Cambia la gestione del dossier sul Ponte: il governo lo affida al sottosegretario Alfredo Mantovano, commissariando di fatto il Mit
Il dossier normativo sul ponte sullo Stretto di Messina passa nelle mani del sottosegretario Alfredo Mantovano e del dipartimento Affari giuridici di Palazzo Chigi. Il governo ha intenzione di riscrivere la delibera Cipess, accogliendo alcuni rilievi dei magistrati della Corte dei Conti per evitare di ricominciare tutto daccapo rifacendo la gara. Un lavoro che richiederà mesi, con conseguente allungamento dei tempi.
LA NUOVA STRADA DEL GOVERNO
Ora che la palla è passata al sottosegretario di Giorgia Meloni, Alfredo Mantovano, e al dipartimento Affari giuridici di Palazzo Chigi, si profilano nuove strade da percorrere. Il primo effetto sarà quello di accelerare il dialogo con la Commissione Ue: una riunione di tecnici è prevista il 10 dicembre a Bruxelles.

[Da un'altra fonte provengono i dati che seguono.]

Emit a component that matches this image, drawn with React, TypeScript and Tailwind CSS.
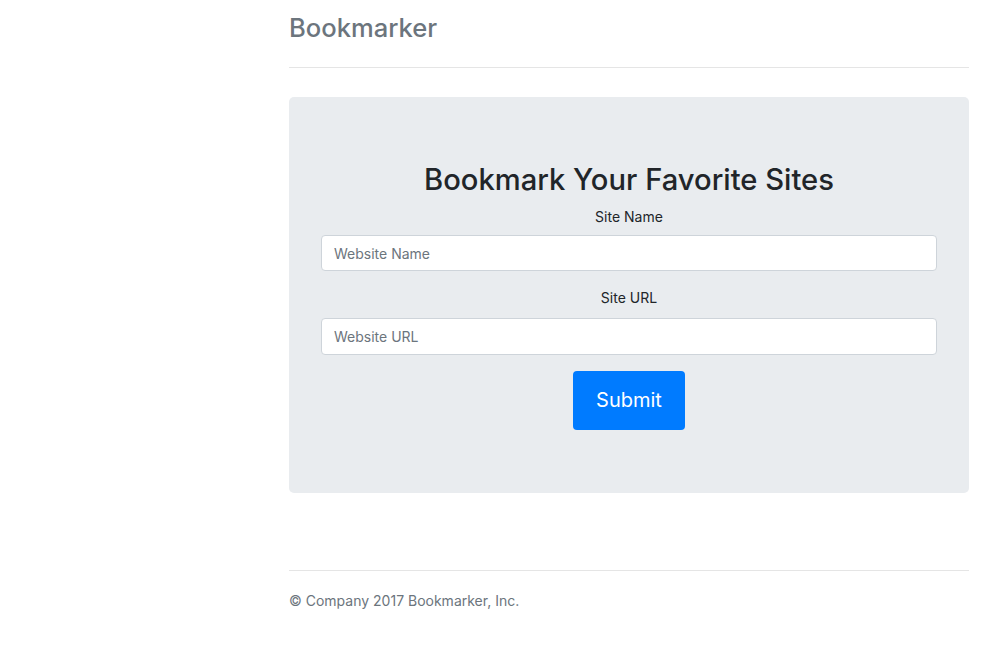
const App = () => {
  return (
    <div
      className="min-h-screen bg-white text-[#212529] text-[14px] leading-[22.5px]"
      style={{ fontFamily: 'Inter, "Liberation Sans", Arial, sans-serif' }}
    >
      <div className="ml-[289px] w-[680px]">
        <header className="pt-[13px] pb-[23px] border-b border-[#e5e5e5]">
          <h3 className="text-[25.6px] leading-[1.2] font-medium text-[#6c757d]">Bookmarker</h3>
        </header>

        <main className="mt-[29px] rounded-[5px] bg-[#e9ecef] px-8 pt-[65px] pb-[63px] text-center">
          <h2 className="mb-[9px] text-[29.2px] leading-[1.2] font-medium">
            Bookmark Your Favorite Sites
          </h2>
          <form className="flex flex-col" onSubmit={(e) => e.preventDefault()}>
            <div className="mb-4 flex flex-col">
              <label className="mb-[7px]">Site Name</label>
              <input
                type="text"
                placeholder="Website Name"
                className="h-[36px] w-full rounded-[4px] border border-[#ced4da] bg-white px-3 text-[14px] text-[#495057] placeholder:text-[#6c757d] outline-none"
              />
            </div>
            <div className="mb-4 flex flex-col">
              <label className="mb-[8px]">Site URL</label>
              <input
                type="text"
                placeholder="Website URL"
                className="h-[37px] w-full rounded-[4px] border border-[#ced4da] bg-white px-3 text-[14px] text-[#495057] placeholder:text-[#6c757d] outline-none"
              />
            </div>
            <div className="flex justify-center">
              <button
                type="submit"
                className="h-[59px] w-[112px] rounded-[4px] bg-[#007bff] text-[20px] text-white"
              >
                Submit
              </button>
            </div>
          </form>
        </main>

        <footer className="mt-[77px] border-t border-[#e5e5e5] pt-[19px]">
          <p className="text-[#6c757d]">© Company 2017 Bookmarker, Inc.</p>
        </footer>
      </div>
    </div>
  );
};

export default App;
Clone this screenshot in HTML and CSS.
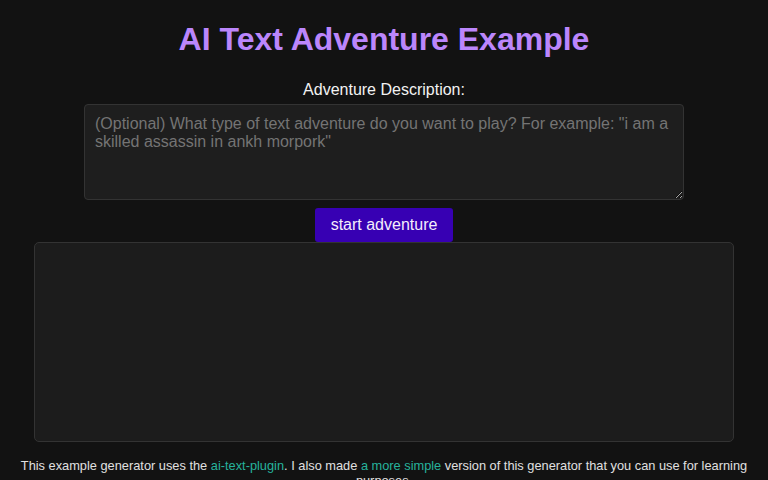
FILE: index.html
```html
<!DOCTYPE html>
<html lang="en">
<head>
    <meta charset="UTF-8">
    <meta name="viewport" content="width=device-width, initial-scale=1.0">
    <title>AI Text Adventure Example</title>
    <link rel="stylesheet" href="styles.css">
</head>
<body>
    <h1 class="title">AI Text Adventure Example</h1>
    <div class="setup">
        <label for="description" class="setup-label">Adventure Description:</label>
        <textarea id="description" class="description" placeholder="(Optional) What type of text adventure do you want to play? For example: &quot;i am a skilled assassin in ankh morpork&quot;"></textarea>
        <button class="start-btn">start adventure</button>
    </div>
    <div id="output" class="output"></div>
    <p class="footer">This example generator uses the <a href="#">ai-text-plugin</a>. I also made <a href="#">a more simple</a> version of this generator that you can use for learning purposes.</p>
</body>
</html>
```

FILE: styles.css
```css
body {
    font-family: "Liberation Sans", Arial, sans-serif;
    background-color: #121212;
    color: #e8e8e8;
    text-align: center;
    margin: 8px;
}
.title {
    color: #bb86fc;
    font-size: 32px;
    margin: 13px 0 23px;
}
.setup {
    display: flex;
    flex-direction: column;
    align-items: center;
}
.setup-label {
    font-size: 16px;
    margin-bottom: 5px;
    color: #f2f2f2;
}
.description {
    box-sizing: border-box;
    width: 600px;
    height: 96px;
    padding: 10px;
    font-family: "Liberation Sans", Arial, sans-serif;
    font-size: 16px;
    background-color: #1e1e1e;
    color: #e8e8e8;
    border: 1px solid #333;
    border-radius: 4px;
}
.description::placeholder {
    color: #747474;
}
.start-btn {
    margin-top: 8px;
    padding: 8px 16px;
    font-family: "Liberation Sans", Arial, sans-serif;
    font-size: 16px;
    background-color: #3700b3;
    color: #f4eefc;
    border: none;
    border-radius: 3px;
    cursor: pointer;
}
.output {
    box-sizing: border-box;
    width: 700px;
    height: 200px;
    margin: 0 auto;
    background-color: #1c1c1c;
    border: 1px solid #333;
    border-radius: 5px;
}
.footer {
    font-size: 12.8px;
    margin: 16px 0;
    color: #e0e0e0;
}
.footer a {
    color: #26b39c;
    text-decoration: none;
}
```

Mantovano vuole evitare altri intoppi e bocciature.
L’esordio dei nuovi lavori è avvenuto nella riunione di lunedì a Palazzo Chigi: erano presenti, oltre a Mantovano, i tecnici dei ministeri dei Trasporti e Affari Ue, Pietro Ciucci, ad della Stretto di Messina Spa (la società pubblica che deve realizzare l’opera) e i vertici del dipartimento per la Programmazione economica che controlla il Cipess, il comitato per i grandi investimenti pubblici – su cui ha la delega il fedelissimo di Salvini, Alessandro Morelli – che in agosto aveva approvato il progetto definitivo del Ponte sullo Stretto. La soluzione emersa dal tavolo è quella di non chiedere la registrazione “con riserva” da parte della Corte dei Conti della delibera bocciata, ma di ripresentarne un’altra, accogliendo alcuni rilievi dei magistrati.

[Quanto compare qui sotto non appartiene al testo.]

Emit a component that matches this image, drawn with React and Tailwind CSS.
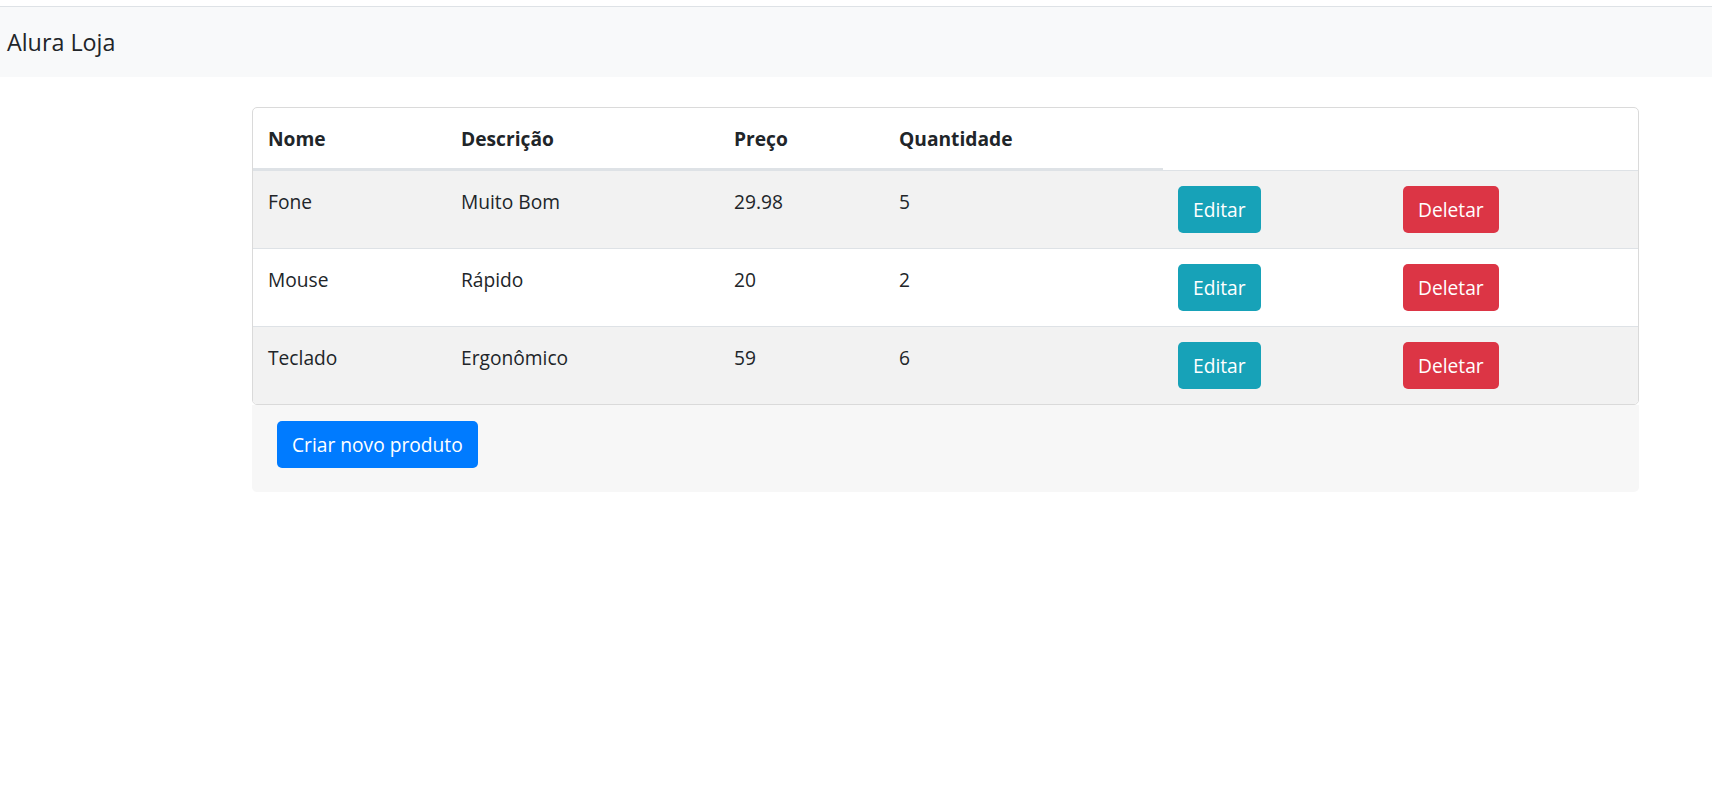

LE VIOLAZIONI DELLA DELIBERA
Come detto, a fine ottobre la Corte dei Conti ha bocciato la delibera Cipess. Tra le motivazioni, la carenza di documentazione a sostegno della dichiarazione di pubblica utilità dell’opera (inserita anche come strategica nell’ottica della difesa Nato), il rispetto delle direttive europee su ambiente e appalti e i mancati pareri del Consiglio superiore dei lavori pubblici e dell’Autorità dei trasporti.

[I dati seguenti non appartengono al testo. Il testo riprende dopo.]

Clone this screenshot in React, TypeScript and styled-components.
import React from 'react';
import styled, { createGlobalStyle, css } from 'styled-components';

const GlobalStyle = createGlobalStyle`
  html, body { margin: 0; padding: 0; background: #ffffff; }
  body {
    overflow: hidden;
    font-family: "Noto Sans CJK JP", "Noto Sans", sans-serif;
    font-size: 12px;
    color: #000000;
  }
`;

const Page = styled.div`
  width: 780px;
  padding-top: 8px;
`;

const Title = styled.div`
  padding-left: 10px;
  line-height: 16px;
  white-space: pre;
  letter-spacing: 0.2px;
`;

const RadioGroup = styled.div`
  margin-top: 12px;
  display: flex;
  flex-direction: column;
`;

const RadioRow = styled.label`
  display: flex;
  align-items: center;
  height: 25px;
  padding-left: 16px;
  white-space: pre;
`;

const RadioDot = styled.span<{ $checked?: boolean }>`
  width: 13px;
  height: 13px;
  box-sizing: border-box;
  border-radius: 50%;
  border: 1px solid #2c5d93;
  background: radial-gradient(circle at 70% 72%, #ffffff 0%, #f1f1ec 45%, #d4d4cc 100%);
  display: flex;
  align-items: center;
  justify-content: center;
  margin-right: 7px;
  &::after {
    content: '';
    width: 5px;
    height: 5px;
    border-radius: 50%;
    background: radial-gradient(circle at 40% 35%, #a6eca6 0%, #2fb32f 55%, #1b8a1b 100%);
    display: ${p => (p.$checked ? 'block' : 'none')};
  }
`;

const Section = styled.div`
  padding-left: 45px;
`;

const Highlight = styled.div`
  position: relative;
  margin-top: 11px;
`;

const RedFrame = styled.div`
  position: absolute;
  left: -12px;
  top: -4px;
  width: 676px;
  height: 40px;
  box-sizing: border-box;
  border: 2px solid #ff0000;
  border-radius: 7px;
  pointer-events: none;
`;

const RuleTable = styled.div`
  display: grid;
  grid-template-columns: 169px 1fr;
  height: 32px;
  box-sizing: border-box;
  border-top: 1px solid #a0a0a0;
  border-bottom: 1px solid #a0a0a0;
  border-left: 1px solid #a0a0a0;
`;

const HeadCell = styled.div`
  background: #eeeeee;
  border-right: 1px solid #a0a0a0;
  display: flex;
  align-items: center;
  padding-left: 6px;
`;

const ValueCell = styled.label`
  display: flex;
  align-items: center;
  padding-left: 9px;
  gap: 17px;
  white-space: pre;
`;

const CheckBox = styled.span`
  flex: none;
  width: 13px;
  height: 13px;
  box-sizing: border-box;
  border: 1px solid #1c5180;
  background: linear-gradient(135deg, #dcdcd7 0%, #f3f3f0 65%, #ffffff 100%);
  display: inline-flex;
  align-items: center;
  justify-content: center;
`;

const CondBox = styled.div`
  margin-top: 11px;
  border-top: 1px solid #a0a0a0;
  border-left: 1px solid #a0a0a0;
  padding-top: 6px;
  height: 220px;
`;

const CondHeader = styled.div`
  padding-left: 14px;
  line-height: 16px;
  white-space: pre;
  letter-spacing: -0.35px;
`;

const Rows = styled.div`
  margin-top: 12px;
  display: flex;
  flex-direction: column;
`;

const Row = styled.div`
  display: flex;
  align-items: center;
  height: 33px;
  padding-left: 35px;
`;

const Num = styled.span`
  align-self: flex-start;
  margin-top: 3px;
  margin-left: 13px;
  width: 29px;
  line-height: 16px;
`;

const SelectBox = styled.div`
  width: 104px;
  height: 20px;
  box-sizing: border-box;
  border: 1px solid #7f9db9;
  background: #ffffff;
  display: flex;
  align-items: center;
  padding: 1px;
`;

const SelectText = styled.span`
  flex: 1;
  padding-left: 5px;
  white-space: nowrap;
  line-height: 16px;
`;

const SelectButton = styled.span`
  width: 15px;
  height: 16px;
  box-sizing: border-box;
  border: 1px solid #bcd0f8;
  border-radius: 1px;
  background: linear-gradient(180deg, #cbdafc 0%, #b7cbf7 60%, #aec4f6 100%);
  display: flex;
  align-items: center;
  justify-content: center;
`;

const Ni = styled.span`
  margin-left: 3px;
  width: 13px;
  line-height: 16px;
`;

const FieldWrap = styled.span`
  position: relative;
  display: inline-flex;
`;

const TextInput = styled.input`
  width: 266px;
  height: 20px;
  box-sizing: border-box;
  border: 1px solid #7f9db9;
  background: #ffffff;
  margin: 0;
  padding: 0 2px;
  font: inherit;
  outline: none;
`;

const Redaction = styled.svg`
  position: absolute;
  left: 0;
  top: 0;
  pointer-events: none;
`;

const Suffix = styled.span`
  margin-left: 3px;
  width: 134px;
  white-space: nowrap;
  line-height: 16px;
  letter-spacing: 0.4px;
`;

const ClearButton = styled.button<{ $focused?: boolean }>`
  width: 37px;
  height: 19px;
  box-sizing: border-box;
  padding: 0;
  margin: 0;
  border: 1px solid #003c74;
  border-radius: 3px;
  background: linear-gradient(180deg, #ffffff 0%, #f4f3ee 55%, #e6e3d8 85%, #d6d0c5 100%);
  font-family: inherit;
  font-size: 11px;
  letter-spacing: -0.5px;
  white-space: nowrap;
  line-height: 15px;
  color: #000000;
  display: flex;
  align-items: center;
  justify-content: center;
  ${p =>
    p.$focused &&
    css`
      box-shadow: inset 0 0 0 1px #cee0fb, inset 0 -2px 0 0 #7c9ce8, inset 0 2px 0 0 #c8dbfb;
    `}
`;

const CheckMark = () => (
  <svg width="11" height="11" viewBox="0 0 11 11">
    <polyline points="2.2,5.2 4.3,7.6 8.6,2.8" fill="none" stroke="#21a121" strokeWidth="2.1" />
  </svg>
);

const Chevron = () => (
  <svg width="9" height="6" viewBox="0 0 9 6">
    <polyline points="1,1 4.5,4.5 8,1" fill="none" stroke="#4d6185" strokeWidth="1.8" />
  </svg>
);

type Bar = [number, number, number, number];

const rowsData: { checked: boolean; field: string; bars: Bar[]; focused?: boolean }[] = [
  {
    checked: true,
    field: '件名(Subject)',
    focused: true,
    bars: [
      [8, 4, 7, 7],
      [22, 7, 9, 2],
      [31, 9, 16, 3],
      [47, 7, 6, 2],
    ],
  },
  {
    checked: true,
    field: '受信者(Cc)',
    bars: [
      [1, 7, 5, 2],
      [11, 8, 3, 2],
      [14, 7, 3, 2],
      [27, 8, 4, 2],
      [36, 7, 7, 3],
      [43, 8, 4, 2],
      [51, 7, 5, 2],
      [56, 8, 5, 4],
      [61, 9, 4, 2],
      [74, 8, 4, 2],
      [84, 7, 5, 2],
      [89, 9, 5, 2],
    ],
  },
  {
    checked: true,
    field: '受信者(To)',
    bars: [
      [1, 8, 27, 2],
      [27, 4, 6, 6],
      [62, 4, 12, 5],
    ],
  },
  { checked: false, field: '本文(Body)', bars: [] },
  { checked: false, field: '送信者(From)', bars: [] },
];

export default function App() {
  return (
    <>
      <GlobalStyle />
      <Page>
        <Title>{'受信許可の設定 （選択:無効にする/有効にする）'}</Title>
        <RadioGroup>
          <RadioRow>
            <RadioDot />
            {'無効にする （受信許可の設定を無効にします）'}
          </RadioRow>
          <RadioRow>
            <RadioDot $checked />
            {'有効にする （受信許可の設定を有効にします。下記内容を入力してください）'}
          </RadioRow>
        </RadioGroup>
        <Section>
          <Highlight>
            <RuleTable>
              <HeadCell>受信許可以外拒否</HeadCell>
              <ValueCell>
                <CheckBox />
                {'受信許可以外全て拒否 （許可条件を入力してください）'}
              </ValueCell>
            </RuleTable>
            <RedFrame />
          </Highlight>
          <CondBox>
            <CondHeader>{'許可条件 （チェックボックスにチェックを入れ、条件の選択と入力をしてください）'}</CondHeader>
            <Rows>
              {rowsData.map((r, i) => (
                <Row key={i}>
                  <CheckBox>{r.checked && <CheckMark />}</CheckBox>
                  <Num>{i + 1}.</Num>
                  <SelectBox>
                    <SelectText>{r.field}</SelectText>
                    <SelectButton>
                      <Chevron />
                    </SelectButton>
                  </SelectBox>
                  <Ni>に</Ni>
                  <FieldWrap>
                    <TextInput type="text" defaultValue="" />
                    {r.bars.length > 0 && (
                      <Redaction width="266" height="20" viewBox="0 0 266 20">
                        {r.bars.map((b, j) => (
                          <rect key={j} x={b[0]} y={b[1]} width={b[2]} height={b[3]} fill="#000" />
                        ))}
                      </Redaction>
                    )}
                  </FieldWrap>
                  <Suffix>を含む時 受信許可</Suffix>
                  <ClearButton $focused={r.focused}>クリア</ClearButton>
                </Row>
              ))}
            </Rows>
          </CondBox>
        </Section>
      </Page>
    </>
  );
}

Inizialmente Meloni e Salvini hanno minacciato di chiedere la registrazione “con riserva” dell’atto, salvo poi fare dietrofront per i rischi di possibili contestazioni erariali. Ora verrà rifatta la procedura, adeguandosi il più possibile ai rilievi dei pm contabili.
Una delle più gravi violazioni rappresenta quella della direttiva Ue “Habitat ”sulle aree protette e quella sugli appalti, che impone di rifare la gara se l’appalto viene modificato in maniera sostanziale o i costi salgono più del 50%. Salvini ha fatto rinascere la gara del 2003 affidata al consorzio Eurolink, guidato da Webuild, ma i suoi tecnici non sono riusciti a dimostrare di non aver superato la soglia del 50% (per evitare l’apertura di una procedura di infrazione dell’Europa per lesione della concorrenza occorre rispettare il tetto del 50% dell’aumento complessivo dei costi rispetto al 2003). E anche sulle norme ambientali gli errori sono innumerevoli.
IL PASSAGGIO A BRUXELLES
Il nodo è convincere l’Ue che le direttive sono state rispettate e per questo si terrà una prima riunione a Bruxelles dove parteciperanno i vertici del Mit e del ministero dell’Ambiente oltre che del ministero degli Affari Ue. Verrà coinvolta l’Autorità dei Trasporti per l’analisi del Piano economico tariffario, che Salvini aveva escluso, affidando le stime di traffico a una piccola società emiliana. Ma i tempi si allungano, malgrado Mantovano voglia chiudere in pochi mesi intessendo un dialogo più proficuo con la Corte dei Conti. Si studia anche un passaggio al Consiglio superiore dei lavori pubblici.